Dance videos have been shown nationally and internationally. SandS Cycles, a land site video created at White Sands, New Mexico and Coral Dunes, Utah, toured with In Winds of Sand to China, Korea, Hong Kong, Malaysia, Paris, Venezuela. Orbit was selected for showing at the 1990 DC Roesbud Film Festival, the 1991 Women in Film Festival, Kennedy Center, and exhibited in Frankfurt, Germany at 1992 IMZ Dance Screen.  State of the Art, a video art documentary, received national recognition for innovative local cable programming. Withers narrated Dance, Dance, Dance, in 1978, a ten-part series for NBC-TV, broadcast in five major US cities.  Utah * Tukuhnikivatz video and earth art slide installation was the final event for the 1997 Environmental Film Festival of Washington, DC.

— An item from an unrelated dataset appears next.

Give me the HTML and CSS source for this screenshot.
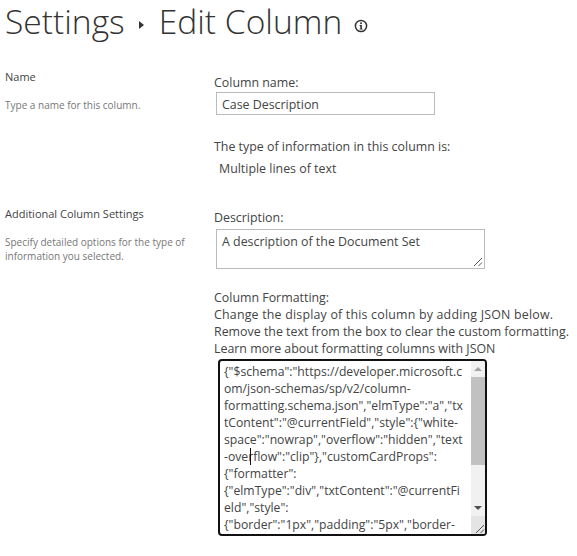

Maida  has received various honors and awards.  In 2001 she received the prestigious Pola Nirenska Life-Time Artistic Achievement Award presented by The Washington Performing Arts Society and as part of the 2001 DC Metro Dance Awards.  She was selected as the 1999 distinguished professor, Columbian Professorship Award, by The George Washington University,  Awards have been received from the National Endowment for the Arts, Choreographers Fellowship; NEA Inter Arts; NEA Visual Arts in Performing Arts; DC and Virginia Commissions for the Arts; Dilthey Fellowship; The George Washington University Faculty Research Awards; Washington Area Studies Grant for Cultural Preservation and Archiving; Fulbright Travel Award to Taiwan; Kansai University Exchange to Japan; Washingtonian Magazine Award to Outstanding Women; and others.  Many of Withers international workshops and performances are supported by the United States Information Services (US Embassy).